Dislocation is the most common complication after proximal and total femur resection; rates range from 11% to 15%.15,16,24,30,34 In early series, in which capsular preservation was not emphasized, joint stability was based on muscle reconstruction and scar formation. Patients were placed in a long leg brace with a pelvic band or skeletal traction for 6 weeks to 5 months.3,21 Kabukcuoglu et al16 reported 54 patients who underwent proximal femur endoprosthetic reconstruction. In that series, an attempt was made to preserve the joint capsule, but the acetabulum was resurfaced, and no attempt was made to repair the hip abductors to the prosthesis; instead, they were sutured to the fascia lata.16 Those authors reported six (11%) dislocations, two of which necessitated surgical revision. Rechl et al24 reported 45 patients who underwent proximal femur endoprosthetic reconstruction. In that series, the abductor mechanism was reattached to the prosthesis in 41 of the 45 patients, but the acetabulum was resurfaced in all of them.24 Those authors reported seven (15.5%) dislocations.

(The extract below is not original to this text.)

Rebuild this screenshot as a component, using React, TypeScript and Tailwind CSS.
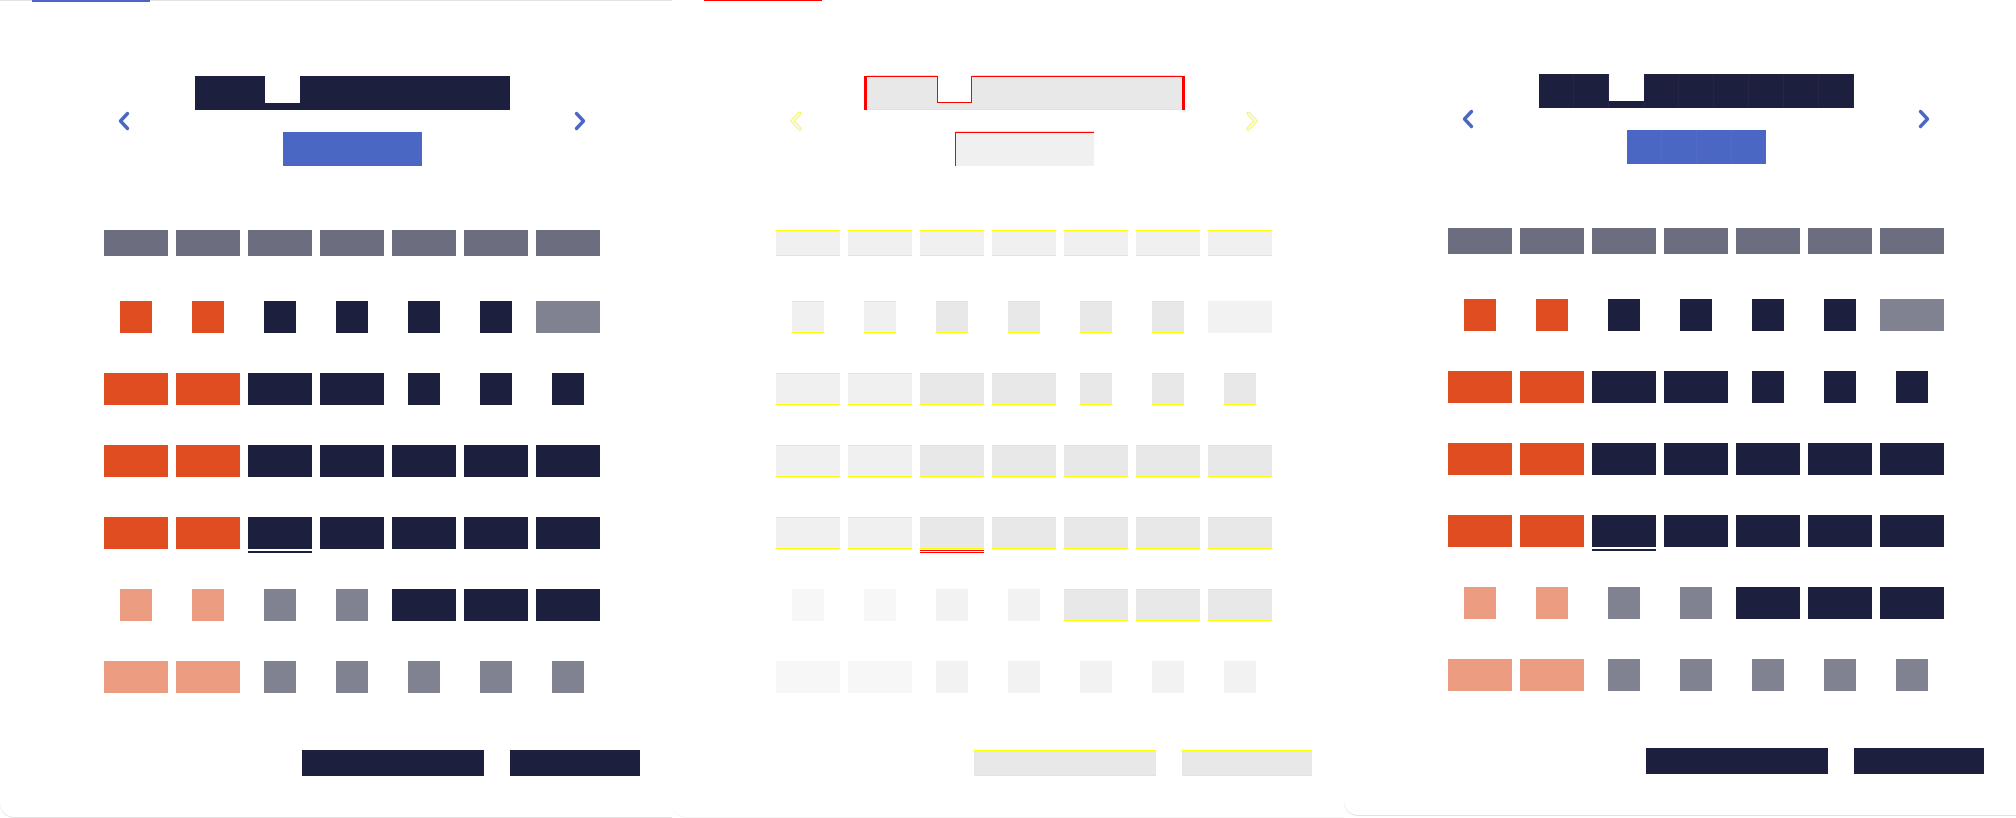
import React from "react";

type Tone = "head" | "orange" | "navy" | "gray" | "peach";
type Cell = { tone: Tone; wide: boolean; mark?: boolean };
type Variant = "solid" | "ghost" | "soft";

const W = (tone: Tone, mark = false): Cell => ({ tone, wide: true, mark });
const S = (tone: Tone): Cell => ({ tone, wide: false });

const weekdays = ["Mo", "Tu", "We", "Th", "Fr", "Sa", "Su"];

const rows: Cell[][] = [
  [S("orange"), S("orange"), S("navy"), S("navy"), S("navy"), S("navy"), W("gray")],
  [W("orange"), W("orange"), W("navy"), W("navy"), S("navy"), S("navy"), S("navy")],
  [W("orange"), W("orange"), W("navy"), W("navy"), W("navy"), W("navy"), W("navy")],
  [W("orange"), W("orange"), W("navy", true), W("navy"), W("navy"), W("navy"), W("navy")],
  [S("peach"), S("peach"), S("gray"), S("gray"), W("navy"), W("navy"), W("navy")],
  [W("peach"), W("peach"), S("gray"), S("gray"), S("gray"), S("gray"), S("gray")],
];

const solid: Record<Tone, string> = {
  head: "bg-[#6c6e80]",
  orange: "bg-[#df4d20]",
  navy: "bg-[#1c1f3d]",
  gray: "bg-[#808191]",
  peach: "bg-[#ec9d81]",
};

const ghost: Record<Tone, string> = {
  head: "bg-[#f0f0f0] border-y border-[#ffff00]",
  orange: "bg-[#f0f0f0] border-y border-[#ffff00]",
  navy: "bg-[#e8e8e8] border-y border-[#ffff00]",
  gray: "bg-[#f2f2f2]",
  peach: "bg-[#f7f7f7]",
};

function tone(v: Variant, t: Tone) {
  return v === "ghost" ? ghost[t] : solid[t];
}

function Chevron({ dir, v }: { dir: "left" | "right"; v: Variant }) {
  const d = dir === "left" ? "M9.5 2.5 L2.5 10 L9.5 17.5" : "M2.5 2.5 L9.5 10 L2.5 17.5";
  if (v === "ghost") {
    return (
      <svg width="12" height="20" viewBox="0 0 12 20" fill="none">
        <path d={d} stroke="#f4f45a" strokeWidth="4" strokeLinecap="round" strokeLinejoin="round" />
        <path d={d} stroke="#f9f9ec" strokeWidth="2" strokeLinecap="round" strokeLinejoin="round" />
      </svg>
    );
  }
  return (
    <svg width="12" height="20" viewBox="0 0 12 20" fill="none">
      <path d={d} stroke="#4b67c4" strokeWidth="3.4" strokeLinecap="round" strokeLinejoin="round" />
    </svg>
  );
}

function Title({ v }: { v: Variant }) {
  const cells = Array.from({ length: 9 }, (_, i) => i);
  if (v === "ghost") {
    return (
      <div className="flex h-[34px] border-x-[3px] border-[#ff0000]">
        {cells.map((i) =>
          i === 2 ? (
            <div key={i} className="flex w-[35px] flex-col">
              <div className="h-[27px] border-x border-b border-[#ff0000] bg-white" />
              <div className="flex-1 border-b border-[#ffff00] bg-[#e8e8e8]" />
            </div>
          ) : (
            <div
              key={i}
              className="w-[35px] border-t border-b border-t-[#ff0000] border-b-[#ffff00] bg-[#e8e8e8] shadow-[0_-1px_0_#ffff00]"
            />
          )
        )}
      </div>
    );
  }
  const line = v === "soft" ? "shadow-[inset_-1px_0_0_rgba(255,255,255,0.035)]" : "";
  return (
    <div className="flex h-[34px]">
      {cells.map((i) =>
        i === 2 ? (
          <div key={i} className="flex w-[35px] flex-col">
            <div className="h-[27px] bg-white" />
            <div className={`flex-1 bg-[#1c1f3d] ${line}`} />
          </div>
        ) : (
          <div key={i} className={`w-[35px] bg-[#1c1f3d] ${line}`} />
        )
      )}
    </div>
  );
}

function Subtitle({ v }: { v: Variant }) {
  if (v === "ghost") {
    return (
      <div className="h-[34px] w-[139px] border-l border-t border-[#ff0000] bg-[#f0f0f0] shadow-[0_-1px_0_#ffff00]" />
    );
  }
  const line = v === "soft" ? "shadow-[inset_-1px_0_0_rgba(255,255,255,0.035)]" : "";
  return (
    <div className="flex h-[34px] w-[139px] bg-[#4b67c4]">
      <div className={`w-[35px] ${line}`} />
      <div className={`w-[35px] ${line}`} />
      <div className={`w-[35px] ${line}`} />
      <div className="flex-1" />
    </div>
  );
}

function DayCell({ cell, v }: { cell: Cell; v: Variant }) {
  return (
    <div className="flex h-[32px] w-[64px] flex-col items-center">
      <div className={`h-[32px] shrink-0 ${cell.wide ? "w-[64px]" : "w-[32px]"} ${tone(v, cell.tone)}`} />
      {cell.mark &&
        (v === "ghost" ? (
          <div className="mt-[1px] h-[3px] w-[64px] shrink-0 border-y border-[#ff0000] bg-white" />
        ) : (
          <div className="mt-[2px] h-[2px] w-[64px] shrink-0 bg-[#1c1f3d]" />
        ))}
    </div>
  );
}

function Panel({ v }: { v: Variant }) {
  const ghostBtn = "bg-[#e8e8e8] border-y border-[#ffff00]";
  const btn = v === "ghost" ? ghostBtn : "bg-[#1c1f3d]";
  return (
    <div
      className={`flex w-[672px] shrink-0 flex-col rounded-bl-[14px] bg-white ${
        v === "soft"
          ? "h-[815px] shadow-[0_1px_0_#e2e2e2]"
          : v === "ghost"
          ? "h-[817px] shadow-[0_1px_0_#f3f3f3]"
          : "h-[817px] shadow-[0_1px_0_#e2e2e2]"
      }`}
    >
      {/* tab strip */}
      <div className="flex h-[2px] items-start">
        {v === "solid" && (
          <>
            <div className="h-px w-[32px] bg-[#e4e4e4]" />
            <div className="h-[2px] w-[118px] bg-[#4b67c4]" />
            <div className="h-px flex-1 bg-[#e4e4e4]" />
          </>
        )}
        {v === "ghost" && (
          <>
            <div className="w-[32px]" />
            <div className="h-[1px] w-[118px] bg-[#ff0000]" />
          </>
        )}
      </div>

      {/* month header */}
      <div className={`ml-[104px] flex w-[496px] items-center ${v === "soft" ? "mt-[72px]" : "mt-[74px]"}`}>
        <button className="pl-[14px]" aria-label="Previous month">
          <Chevron dir="left" v={v} />
        </button>
        <div className="flex flex-1 flex-col items-center gap-[22px]">
          <Title v={v} />
          <Subtitle v={v} />
        </div>
        <button className="pr-[14px]" aria-label="Next month">
          <Chevron dir="right" v={v} />
        </button>
      </div>

      {/* calendar grid */}
      <div className="ml-[104px] mt-[64px] flex flex-col">
        <div className="flex h-[26px] gap-[8px]">
          {weekdays.map((d) => (
            <div key={d} title={d} className={`w-[64px] ${tone(v, "head")}`} />
          ))}
        </div>
        <div className="mt-[45px] flex flex-col gap-[40px]">
          {rows.map((r, ri) => (
            <div key={ri} className="flex h-[32px] gap-[8px]">
              {r.map((c, ci) => (
                <DayCell key={ci} cell={c} v={v} />
              ))}
            </div>
          ))}
        </div>
      </div>

      {/* actions */}
      <div className="mt-[57px] flex justify-end gap-[26px] pr-[32px]">
        <button aria-label="Clear" className={`h-[26px] w-[182px] ${btn}`} />
        <button aria-label="Apply" className={`h-[26px] w-[130px] ${btn}`} />
      </div>
    </div>
  );
}

export default function App() {
  return (
    <div className="flex h-[818px] w-[2016px] overflow-hidden bg-white font-['Liberation_Sans',sans-serif]">
      <Panel v="solid" />
      <Panel v="ghost" />
      <Panel v="soft" />
    </div>
  );
}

In the current series, which emphasizes acetabular preservation, capsular repair, and anatomic reconstruction of the abductor mechanism, only one (1.7%) patient experienced a dislocation; it occurred almost 5 years after surgery and was secondary to acetabular dysplasia. Table 4 reviews the literature of dislocation rate after proximal or total femur endoprosthetic reconstruction; only series that include data on prosthesis type and technique of soft tissue reconstruction were included. The current series, which emphasizes the use of all three elements of hip reconstruction (acetabular preservation, capsulorrhaphy, and reconstruction of the abductor mechanism to the prosthesis), had the lowest dislocation rate.

TABLE 4

TABLE 4

There have been few reports on the longevity of proximal femur replacement prosthesis. Dobbs et al6 reported 81 patients who underwent proximal femur resection and reconstruction with a custom made prostheses. Event free survival rates were 73% and 63% at 5 and 10 years, respectively. Unwin et al29 reported a series of 263 patients who underwent proximal femur resection with endoprosthetic reconstruction. They reported a 93.8% probability that patients would not experience aseptic loosening during the 10 years after surgery.29 The favorable outcome of proximal femur replacements also was reported by Horowitz et al,13 who hypothesized a positive correlation between prosthetic survival and the availability of soft tissue for coverage.

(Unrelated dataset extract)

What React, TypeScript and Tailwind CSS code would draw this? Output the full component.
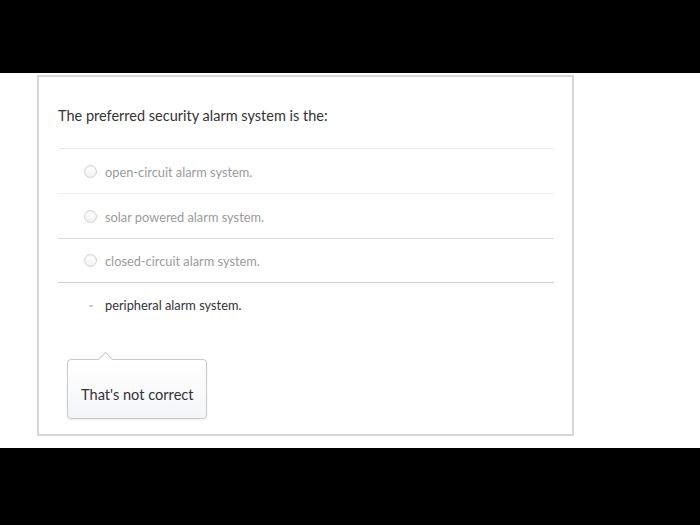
import React from "react";

const options = [
  "open-circuit alarm system.",
  "solar powered alarm system.",
  "closed-circuit alarm system.",
];

export default function App() {
  return (
    <div className="w-[700px] h-[525px] bg-black flex flex-col" style={{ fontFamily: "Lato, 'Open Sans', sans-serif" }}>
      <div className="h-[73px] shrink-0 bg-black" />
      <div className="h-[375px] shrink-0 bg-white pt-[2px]">
        <div className="ml-[37px] w-[537px] h-[361px] border-2 border-[#d6d6d6] bg-white px-[19px] pt-[29px]">
          <div className="text-[14.5px] leading-[20px] text-[#333]">The preferred security alarm system is the:</div>
          <div className="mt-[22px] mr-[-1px]">
            {options.map((o, i) => (
              <div
                key={o}
                className={`${i === 2 ? "h-[44px]" : "h-[45px]"} flex items-center border-t ${i === 2 ? "border-[#dcdcdc]" : "border-[#ececec]"}`}
              >
                <div className="ml-[26px] w-[13px] h-[13px] rounded-full border border-[#d3d3d3] bg-gradient-to-b from-white to-[#f1f1f1] shadow-[inset_0_1px_1px_rgba(0,0,0,0.05)]" />
                <span className="ml-[8px] text-[12.8px] text-[#9a9a9a] mt-[3px]">{o}</span>
              </div>
            ))}
            <div className="h-[45px] flex items-center border-t border-[#cfcfcf]">
              <div className="ml-[26px] w-[13px] h-[13px] flex items-center justify-center mt-[1px]">
                <div className="w-[4px] h-[2px] bg-[#c4c4c4] rounded-full" />
              </div>
              <span className="ml-[8px] text-[12.8px] text-[#333] mt-[1px]">peripheral alarm system.</span>
            </div>
          </div>
          <div className="relative mt-[32px] ml-[9px] w-[140px] h-[60px] rounded-[4px] border border-[#c9c9c9] bg-gradient-to-b from-white to-[#f4f5f8] shadow-[0_1px_2px_rgba(0,0,0,0.08)] flex items-center pl-[13px]">
            <div className="absolute -top-[6px] left-[32px] w-[11px] h-[11px] rotate-45 bg-white border-l border-t border-[#c9c9c9]" />
            <span className="text-[14.6px] text-[#333] mt-[11px]">That's not correct</span>
          </div>
        </div>
      </div>
      <div className="flex-1 bg-black" />
    </div>
  );
}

The oncologic objective of proximal and total femur resections is to achieve local tumor control. Patient survival will be determined by the presence of metastatic disease and its response to adjuvant treatment modalities. Thus, the rate of local recurrence is the most appropriate criterion with which to evaluate the oncologic adequacy of proximal and total femur resections. Only four of the 46 (8.7%) patients in the current series who were treated for primary bone sarcomas had local recurrence of their disease, and only one patient required limb amputation. That rate is similar to that reported for tumors at the more common sites, such as the distal femur and proximal tibia, and is within the range expected after limb sparing procedures.23

The technique of acetabular preservation and hemiarthroplasty, Dacron tape capsulorrhaphy, and reconstruction of the abductor mechanism to the prosthesis significantly lowers the dislocation rate, which is the most common complication after proximal and total endoprosthetic reconstruction.